Audio Transcript

Welcome to the “Ask Pastor John” podcast. This week, we are joined by guest Tedd Tripp, probably best known for his two best-selling parenting books, Shepherding a Child’s Heart and Instructing a Child’s Heart. Dr Tripp, thank you for joining us this week. We have a big week ahead, so let’s get right into it. And let’s start big picture: Parenting is hard and demanding work — I think every parent will agree. But are the aims and goals of parenthood really all that complicated? In other words, do Christian parents seem to oversimplify parenting or make it too complex?
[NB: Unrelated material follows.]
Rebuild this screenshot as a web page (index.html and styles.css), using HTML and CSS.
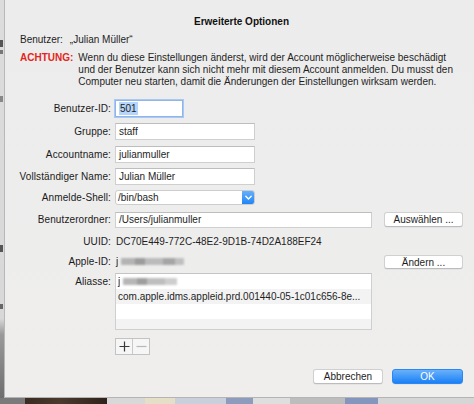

Well, I think that, as you said, parenting is hard work, and it requires time and focus and intentionality, but I don’t think that necessarily has to be terribly complicated either. One of the problems we have, I think, in modern culture is that people want to have children, but they don’t necessarily want to be parents. We almost view children sometimes as possessions, “I have got these kids. Aren’t they cute!” especially when they are really young, and everyone oohs and aahs over your children. But the calling of being a parent is really a full-time focus. It has got to be one of the primary things that you are involved in when you are raising children.

Shepherding, Not Just Managing

So I think that knowing God and modeling God’s ways for our children is really the big picture idea — that I am a Christian, and I love God, and I want to draw my children into that whole spiritual world of this wonderful God and love for him and delight in him. And then helping them to see and embrace the goodness of God’s ways and the riches of God’s truth. That is where I want to be going with my kids all the time.

“One of the problems we have in modern culture is that people want to have children, but they don’t necessarily want to be parents.”

In the simplest terms, here’s the overview that I want parents to take away from my work on parenting: the goal is not just managing behavior. The goal is really shepherding a heart. The goal is nurture, so that my responsibility as a parent is not just to control, to constrain, to limit the range of choices, or to manage this kid so that he jumps through my hoops and does the things that I would like him to do. I think a lot of parents end up with no more profound focus than that, even Christian parents.

But I want to be shepherding his heart. I want him to understand that the heart is the wellspring of life: “Keep your heart with all vigilance, for from it flow the springs of life” (Proverbs 4:23). Then all the choices, desires, and purposes of the person are bound up inside, and we make choices and make decisions based on what is attractive and important to us.

Speaking to Your Child’s Heart

All the way through raising kids, that is what I want to do. Now the way you do it is going to be very different with a two-year-old than with a teenager. A two-year-old is not going to be self-conscious about motivation. I can’t ask him about his heart. He doesn’t even understand. He lacks the vocabulary, the insight, the understanding, the facility with ideas to even interact with that question. So you begin with kids talking about the heart even when you do correction. So a little child knocks over his sister and takes her toy, I want to correct that behavior: “Honey, no, no. You may not do that. Your sister was playing with that. We are going to give that back to her.”

“I want to raise kids that understand the world of reality. There is a God in heaven. He is glorious. And I want them to see his goodness.”

When I correct her or correct him, I am going to use the language of the heart to describe the thing: “Honey, you are not being kind to your sister. You are loving yourself, not loving her. You are serving yourself. You are not serving her. You must give the toy back to your sister. She was playing with it. That is a way you can express love for her.”

So even in my correction of this two-year-old, I am talking about things other than just, “Give her back that toy. That is bad. Don’t be bad. Be nice to your sister.” Well, those terms don’t have any meaning. There is no content to them. So, I am going to give content to that by talking about the heart. And with older kids, obviously, you can talk about heart issues much more thoroughly and even teach them through the middle years about attitudes of the heart and the way that behavior is pushed and pulled by what goes on inside.

So parenting is really, by God’s grace, aimed at raising faith-filled Christians.

Sure. I want to raise kids that understand the world of reality. There is a God in heaven. He is glorious. He is good. And I want them to see his goodness.